22 March 2014


Inspired by Frank M I have started to some cycling with a view to possible Duathlon competition.

Filming the first few steps off the bike onto the run would make choice viewing. I stagger in a tippy toe prancing canter as if I've got a broom up my backside planted sideways! The cycling muscle groups don't want to relinquish to the running muscle groups and the spasmodic collision is actually something a quite like.
No running session ever knocks you about like this.
I like that transition as you slowly get into your running. I like the physicality of a cycle run. I like how you feel shafted. That feeling of tiredness acts as a spur for me push on. I cant imagine how it would feel with a near all out 10K in front of the cycle but I'm sure FM has it right by calling it 'brutal'.
If my body can handle it, I need to devote some time on the bike but I don't intend reducing the running K's.


Anonymous said...

Well Mr Sweeney

If you are serious, then it is time to get some race fitness into you.

There are not many duathlons around, so maybe a triathlon can get you started.

There is a Sprint distance triathlon being held at Redcliffe on Sunday April 6th.

750m swim, 20km cycle, 5km run.

Entries close on 31st March.

More details here:


If you are not much of a swimmer, a bit like myself, not to worry, just get out there and have a go.

I've been practising a variety of drowning techniques over the last 5 years, luckily none of them successfully.

If you can't swim at all, then enter as a team and get some one to do the swim leg for you, and you do the cycle and run.

I am sure your cast of one thousand followers will be keen to find out where you are at in the real world.


Grant Hackett said...

Soon as I'm out of detox mate I'll swim for you . Need to raise the profile a bit . Need some positive PR . Admire the way you turned your career around post 50 . I've read your book . Amazing how you stayed alive for weeks in the East Timor Sea after your refugee boat sank . Amazing for a non swimmer .

Ian Thorpe said...

Mate as soon as I'm out of detox I'll swim for you . Forget Hackett mate . He just wants to cash in your mega stardom . He's in and out of detox like a yoyo . You're an inspiration mate . Amazing how you reinvent yourself more times than Dr.Who . Park Runs , Mud Wrestling , and now triathlon . Loved the flaming Bagpipes . How do you do that ?

Lusty Lucy said...

Get lost you has beens ! I'm swimming for him .

Garmin Enterprises said...

Anyone wishing to do the swim leg for Mr.Garmin just write in 50 words or less how your life would be enhanced and more fulfilled by being part of the GTrain experience . Even if your not the lucky winner there will be random giveaways of Mr. Garmin and matching Lusty Lucy Dolls as well as signed copies of the New York List Best Seller and Pulitzer prize winning book The Mr.Garmin Story which chronicles the life of Dave McSweeney from his humble beginnings as a chimney sweep in the bleak ghettos of his native Glasgow to being the international sporting mega star he undoubtedly is today .

David said...

Pete I cant help thinking your painting a picture of me as some kind of Dame Edna triathlete.
I have put the word out to find a swim partner but might be premature as Saturday's ride/run left my more problematic right knee seized up!
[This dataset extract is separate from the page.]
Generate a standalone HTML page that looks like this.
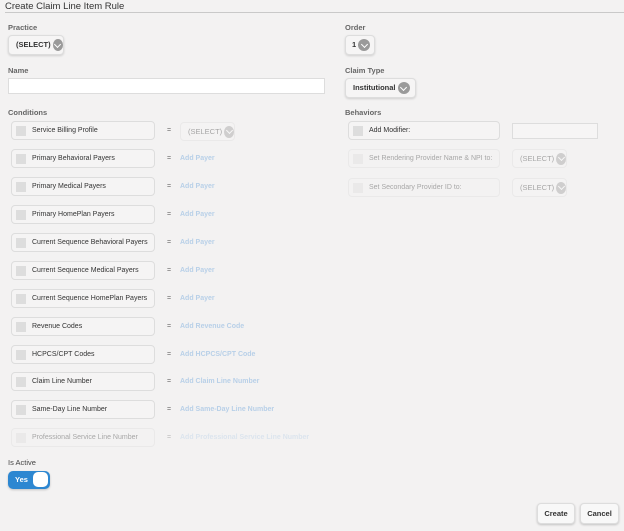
<!DOCTYPE html><html><head><style>
body{margin:0;width:624px;height:531px;background:#f3f2f2;font-family:"Liberation Sans",sans-serif;position:relative;overflow:hidden}
.a{position:absolute;white-space:nowrap}
.t{font-size:9.5px;color:#333;top:1px;left:5px}
.line{top:12px;left:5px;width:619px;height:1px;background:#c9c9c9}
.lb{font-size:7.5px;font-weight:bold;color:#666}
.sel{background:#f6f5f5;border:1px solid #ddd;border-radius:4px;box-shadow:0 1px 2px rgba(0,0,0,.15);font-size:7.5px;font-weight:bold;color:#333;display:flex;align-items:center;padding-left:7px;box-sizing:border-box;line-height:1}
.ch{width:12px;height:12px;border-radius:50%;background:#9a9a9a;margin-left:2px;display:inline-flex;align-items:center;justify-content:center}
.ch:after{content:"";width:4px;height:4px;border-right:1.5px solid #fff;border-bottom:1.5px solid #fff;transform:rotate(45deg);margin-top:-2px}
.box{background:#f5f4f4;border:1px solid #ddd;border-radius:4px;height:19px;box-sizing:border-box;font-size:7px;color:#333;display:flex;align-items:center;padding-left:4px;line-height:1}
.cb{width:10px;height:10px;background:#ddd;margin-right:6px}
.eq{font-size:7px;color:#666}
.lk{font-size:7px;font-weight:bold;color:#b8d0e8}
.dis{opacity:.4}
.btn{background:#f8f8f8;border:1px solid #ddd;border-radius:4px;box-shadow:0 1px 2px rgba(0,0,0,.2);font-size:7.5px;font-weight:bold;color:#333;display:flex;align-items:center;justify-content:center;box-sizing:border-box}
</style></head><body>
<div class="a t">Create Claim Line Item Rule</div><div class="a line"></div>
<div class="a lb" style="left:8px;top:23px">Practice</div>
<div class="a sel" style="left:8px;top:35px;width:56px;height:20px">(SELECT)<span class="ch"></span></div>
<div class="a lb" style="left:8px;top:66px">Name</div>
<div class="a" style="left:8px;top:78px;width:317px;height:16px;background:#fff;border:1px solid #ddd;box-sizing:border-box"></div>
<div class="a lb" style="left:8px;top:108px">Conditions</div>
<div class="a lb" style="left:345px;top:23px">Order</div>
<div class="a sel" style="left:345px;top:35px;width:30px;height:20px;padding-left:6px">1<span class="ch"></span></div>
<div class="a lb" style="left:345px;top:66px">Claim Type</div>
<div class="a sel" style="left:345px;top:78px;width:71px;height:20px">Institutional<span class="ch"></span></div>
<div class="a lb" style="left:345px;top:108px">Behaviors</div>

<div class="a box" style="left:11px;top:121px;width:144px"><span class="cb"></span>Service Billing Profile</div>
<div class="a eq" style="left:167px;top:127px">=</div>
<div class="a sel dis" style="left:180px;top:122px;width:55px;height:19px;font-weight:normal;box-shadow:none">(SELECT)<span class="ch"></span></div>

<div class="a box" style="left:11px;top:149px;width:144px"><span class="cb"></span>Primary Behavioral Payers</div><div class="a eq" style="left:167px;top:155px">=</div><div class="a lk" style="left:180px;top:155px">Add Payer</div>
<div class="a box" style="left:11px;top:177px;width:144px"><span class="cb"></span>Primary Medical Payers</div><div class="a eq" style="left:167px;top:183px">=</div><div class="a lk" style="left:180px;top:183px">Add Payer</div>
<div class="a box" style="left:11px;top:205px;width:144px"><span class="cb"></span>Primary HomePlan Payers</div><div class="a eq" style="left:167px;top:211px">=</div><div class="a lk" style="left:180px;top:211px">Add Payer</div>
<div class="a box" style="left:11px;top:233px;width:144px"><span class="cb"></span>Current Sequence Behavioral Payers</div><div class="a eq" style="left:167px;top:239px">=</div><div class="a lk" style="left:180px;top:239px">Add Payer</div>
<div class="a box" style="left:11px;top:261px;width:144px"><span class="cb"></span>Current Sequence Medical Payers</div><div class="a eq" style="left:167px;top:267px">=</div><div class="a lk" style="left:180px;top:267px">Add Payer</div>
<div class="a box" style="left:11px;top:289px;width:144px"><span class="cb"></span>Current Sequence HomePlan Payers</div><div class="a eq" style="left:167px;top:295px">=</div><div class="a lk" style="left:180px;top:295px">Add Payer</div>
<div class="a box" style="left:11px;top:317px;width:144px"><span class="cb"></span>Revenue Codes</div><div class="a eq" style="left:167px;top:323px">=</div><div class="a lk" style="left:180px;top:323px">Add Revenue Code</div>
<div class="a box" style="left:11px;top:345px;width:144px"><span class="cb"></span>HCPCS/CPT Codes</div><div class="a eq" style="left:167px;top:351px">=</div><div class="a lk" style="left:180px;top:351px">Add HCPCS/CPT Code</div>
<div class="a box" style="left:11px;top:372px;width:144px"><span class="cb"></span>Claim Line Number</div><div class="a eq" style="left:167px;top:378px">=</div><div class="a lk" style="left:180px;top:378px">Add Claim Line Number</div>
<div class="a box" style="left:11px;top:400px;width:144px"><span class="cb"></span>Same-Day Line Number</div><div class="a eq" style="left:167px;top:406px">=</div><div class="a lk" style="left:180px;top:406px">Add Same-Day Line Number</div>
<div class="a dis" style="left:0;top:0"><div class="a box" style="left:11px;top:428px;width:144px"><span class="cb"></span>Professional Service Line Number</div><div class="a eq" style="left:167px;top:434px">=</div><div class="a lk" style="left:180px;top:434px">Add Professional Service Line Number</div></div>

<div class="a box" style="left:348px;top:121px;width:152px"><span class="cb"></span>Add Modifier:</div>
<div class="a" style="left:512px;top:123px;width:86px;height:16px;background:#f6f5f5;border:1px solid #ddd;box-sizing:border-box"></div>
<div class="a dis" style="left:0;top:0">
<div class="a box" style="left:348px;top:149px;width:152px"><span class="cb"></span>Set Rendering Provider Name &amp; NPI to:</div>
<div class="a sel" style="left:512px;top:149px;width:55px;height:19px;font-weight:normal;box-shadow:none">(SELECT)<span class="ch"></span></div>
<div class="a box" style="left:348px;top:178px;width:152px"><span class="cb"></span>Set Secondary Provider ID to:</div>
<div class="a sel" style="left:512px;top:178px;width:55px;height:19px;font-weight:normal;box-shadow:none">(SELECT)<span class="ch"></span></div>
</div>

<div class="a lb" style="left:8px;top:458px;color:#444;font-weight:normal">Is Active</div>
<div class="a" style="left:8px;top:471px;width:42px;height:18px;background:#2d87d1;border-radius:5px;box-shadow:0 1px 2px rgba(0,0,0,.2)">
<span class="a" style="left:7px;top:4px;font-size:7.5px;font-weight:bold;color:#fff">Yes</span>
<span class="a" style="left:25px;top:1px;width:15px;height:15px;background:#fff;border-radius:5px"></span></div>
<div class="a btn" style="left:537px;top:503px;width:38px;height:21px">Create</div>
<div class="a btn" style="left:580px;top:503px;width:39px;height:21px">Cancel</div>
</body></html>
I could hardly run/cycle Sunday.
I must say Frank, I couldn't ask for a mor local debut - if indeed it is to be!

Buckingham Palace said...

The Queen has announced in her new year's honour list that David McSweeney is to receive a knighthood and be raised to the peerage for his services to the aged and mentally befuddled . McSweeney ,known to the world of celebrtiy as MrGarmin and to his league of avid sporting followers as the GTrain, has expressed via twitter his surprise and appreciation at this not totally unexpected honour . It's believed McSweeney will now take his seat in the Sottish parliament as Lord Garmin . Garmin Enterprises web site has crashed under the unprecedented weight of entries in the Let's Swim For The GTrain contest that promises to change forever the life of the lucky winner who can best convince the judging panel that they should have the privilege of insuring their hero does not become so much shark bait in the treacherous waters of Moreton Bay .

Fred Astaire said...

David, if you can't cycle and run, then at the risk of encouraging more dribble from your single follower, maybe you need to put a bib on Mr Peter Reeve, and have him do the run leg for you. And you just do the cycle. Mind you, at the last 3000m, they wheeled him onto the track and tipped him out of the chair when I thought they should have taken him to the cemetery, and then he proceeded to shuffle around the track quicker than me. Very embarrassing.

The solitary follower said...

Mate if you can't cycle ,run ,swim or mud wrestle maybe you can just sign autographs or play your flaming bagpipes . Performances no longer matter . You're famous for being famous . Lord Garmin ! Remember there's always Tough Mudder . FMs a sure starter . Forget the rubbish about a single follower . You'd think Bear Grylls could come up with a more original name to taunt you with. Ex Boy Scouts can be real bitches .

David said...

Guys it would have been fun trying something different - but unfortunately my body has intervened and said I cant do it - yet!